• SUPPLIED MATERIAL:
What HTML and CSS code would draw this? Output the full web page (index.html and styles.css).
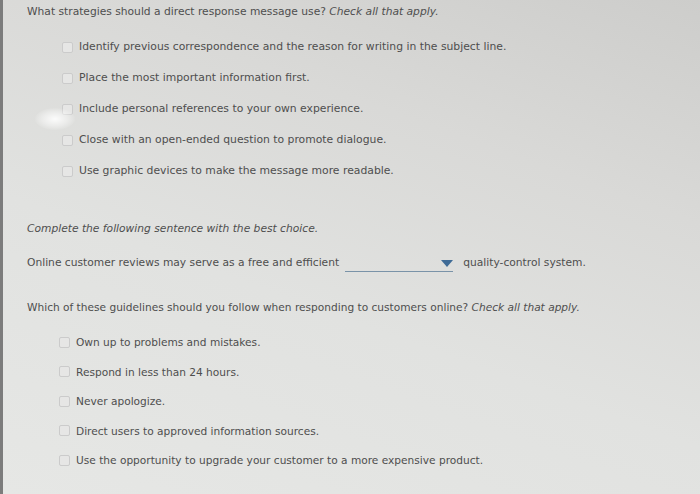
FILE: index.html
```html
<!DOCTYPE html>
<html>
<head>
<meta charset="utf-8">
<link rel="stylesheet" href="styles.css">
</head>
<body>
<div class="screen">
  <div class="glare"></div>
  <section class="q q1">
    <p class="prompt">What strategies should a direct response message use? <em>Check all that apply.</em></p>
    <ul class="opts opts1">
      <li><span class="box"></span>Identify previous correspondence and the reason for writing in the subject line.</li>
      <li><span class="box"></span>Place the most important information first.</li>
      <li><span class="box"></span>Include personal references to your own experience.</li>
      <li><span class="box"></span>Close with an open-ended question to promote dialogue.</li>
      <li><span class="box"></span>Use graphic devices to make the message more readable.</li>
    </ul>
  </section>
  <section class="q q2">
    <p class="instr"><em>Complete the following sentence with the best choice.</em></p>
    <p class="sentence">Online customer reviews may serve as a free and efficient <span class="select"><span class="arrow"></span></span> quality-control system.</p>
  </section>
  <section class="q q3">
    <p class="prompt prompt3">Which of these guidelines should you follow when responding to customers online? <em>Check all that apply.</em></p>
    <ul class="opts opts2">
      <li><span class="box"></span>Own up to problems and mistakes.</li>
      <li><span class="box"></span>Respond in less than 24 hours.</li>
      <li><span class="box"></span>Never apologize.</li>
      <li><span class="box"></span>Direct users to approved information sources.</li>
      <li><span class="box"></span>Use the opportunity to upgrade your customer to a more expensive product.</li>
    </ul>
  </section>
</div>
</body>
</html>
```
FILE: styles.css
```css
html, body {
  margin: 0;
  padding: 0;
}
body {
  width: 700px;
  height: 494px;
  overflow: hidden;
  font-family: "DejaVu Sans", Verdana, sans-serif;
  color: #4e4e4e;
}
.screen {
  position: relative;
  box-sizing: border-box;
  width: 700px;
  height: 494px;
  border-left: 3px solid #7c7c7c;
  background: linear-gradient(200deg, #cdcdcb 0%, #d9d9d7 30%, #e1e2e0 60%, #e6e7e5 100%);
  padding: 5px 0 0 24px;
}
.glare {
  position: absolute;
  left: 32px;
  top: 108px;
  width: 40px;
  height: 22px;
  border-radius: 50%;
  background: radial-gradient(ellipse at center, rgba(255,255,255,0.9) 0%, rgba(255,255,255,0.4) 45%, rgba(255,255,255,0) 75%);
}
p { margin: 0; }
em { font-style: italic; }
.prompt, .instr, .sentence {
  font-size: 10.7px;
  line-height: 14px;
}
.prompt3 {
  font-size: 10.6px;
}
.opts {
  list-style: none;
  margin: 0;
  padding: 0;
}
.opts li {
  display: flex;
  align-items: center;
  font-size: 10.8px;
  line-height: 14px;
}
.opts2 li {
  font-size: 10.6px;
}
.box {
  width: 9px;
  height: 9px;
  border: 1px solid #cbcbcb;
  border-radius: 2px;
  background: #e6e6e5;
  margin-right: 6px;
  flex: none;
}
.opts1 {
  padding: 21px 0 0 35px;
  display: flex;
  flex-direction: column;
  gap: 17px;
}
.q2 {
  padding-top: 44px;
}
.sentence {
  margin-top: 19px;
  display: flex;
  align-items: center;
}
.select {
  display: inline-block;
  position: relative;
  width: 108px;
  height: 14px;
  border-bottom: 1px solid #7a93a8;
  margin: 0 10px 0 6px;
  top: 2px;
}
.arrow {
  position: absolute;
  right: 0;
  top: 3px;
  width: 0;
  height: 0;
  border-left: 6px solid transparent;
  border-right: 6px solid transparent;
  border-top: 7px solid #3f6b96;
}
.q3 {
  padding-top: 30px;
}
.opts2 {
  padding: 21px 0 0 32px;
  display: flex;
  flex-direction: column;
  gap: 15.5px;
}
```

• TASK GOAL:
Repeat verbatim all the material, but not the pictures.

• EXERCISE OUTPUT:
What HTML and CSS code would draw this? Output the full web page (index.html and styles.css).
FILE: index.html
```html
<!DOCTYPE html>
<html>
<head>
<meta charset="utf-8">
<link rel="stylesheet" href="styles.css">
</head>
<body>
<div class="screen">
  <div class="glare"></div>
  <section class="q q1">
    <p class="prompt">What strategies should a direct response message use? <em>Check all that apply.</em></p>
    <ul class="opts opts1">
      <li><span class="box"></span>Identify previous correspondence and the reason for writing in the subject line.</li>
      <li><span class="box"></span>Place the most important information first.</li>
      <li><span class="box"></span>Include personal references to your own experience.</li>
      <li><span class="box"></span>Close with an open-ended question to promote dialogue.</li>
      <li><span class="box"></span>Use graphic devices to make the message more readable.</li>
    </ul>
  </section>
  <section class="q q2">
    <p class="instr"><em>Complete the following sentence with the best choice.</em></p>
    <p class="sentence">Online customer reviews may serve as a free and efficient <span class="select"><span class="arrow"></span></span> quality-control system.</p>
  </section>
  <section class="q q3">
    <p class="prompt prompt3">Which of these guidelines should you follow when responding to customers online? <em>Check all that apply.</em></p>
    <ul class="opts opts2">
      <li><span class="box"></span>Own up to problems and mistakes.</li>
      <li><span class="box"></span>Respond in less than 24 hours.</li>
      <li><span class="box"></span>Never apologize.</li>
      <li><span class="box"></span>Direct users to approved information sources.</li>
      <li><span class="box"></span>Use the opportunity to upgrade your customer to a more expensive product.</li>
    </ul>
  </section>
</div>
</body>
</html>
```
FILE: styles.css
```css
html, body {
  margin: 0;
  padding: 0;
}
body {
  width: 700px;
  height: 494px;
  overflow: hidden;
  font-family: "DejaVu Sans", Verdana, sans-serif;
  color: #4e4e4e;
}
.screen {
  position: relative;
  box-sizing: border-box;
  width: 700px;
  height: 494px;
  border-left: 3px solid #7c7c7c;
  background: linear-gradient(200deg, #cdcdcb 0%, #d9d9d7 30%, #e1e2e0 60%, #e6e7e5 100%);
  padding: 5px 0 0 24px;
}
.glare {
  position: absolute;
  left: 32px;
  top: 108px;
  width: 40px;
  height: 22px;
  border-radius: 50%;
  background: radial-gradient(ellipse at center, rgba(255,255,255,0.9) 0%, rgba(255,255,255,0.4) 45%, rgba(255,255,255,0) 75%);
}
p { margin: 0; }
em { font-style: italic; }
.prompt, .instr, .sentence {
  font-size: 10.7px;
  line-height: 14px;
}
.prompt3 {
  font-size: 10.6px;
}
.opts {
  list-style: none;
  margin: 0;
  padding: 0;
}
.opts li {
  display: flex;
  align-items: center;
  font-size: 10.8px;
  line-height: 14px;
}
.opts2 li {
  font-size: 10.6px;
}
.box {
  width: 9px;
  height: 9px;
  border: 1px solid #cbcbcb;
  border-radius: 2px;
  background: #e6e6e5;
  margin-right: 6px;
  flex: none;
}
.opts1 {
  padding: 21px 0 0 35px;
  display: flex;
  flex-direction: column;
  gap: 17px;
}
.q2 {
  padding-top: 44px;
}
.sentence {
  margin-top: 19px;
  display: flex;
  align-items: center;
}
.select {
  display: inline-block;
  position: relative;
  width: 108px;
  height: 14px;
  border-bottom: 1px solid #7a93a8;
  margin: 0 10px 0 6px;
  top: 2px;
}
.arrow {
  position: absolute;
  right: 0;
  top: 3px;
  width: 0;
  height: 0;
  border-left: 6px solid transparent;
  border-right: 6px solid transparent;
  border-top: 7px solid #3f6b96;
}
.q3 {
  padding-top: 30px;
}
.opts2 {
  padding: 21px 0 0 32px;
  display: flex;
  flex-direction: column;
  gap: 15.5px;
}
```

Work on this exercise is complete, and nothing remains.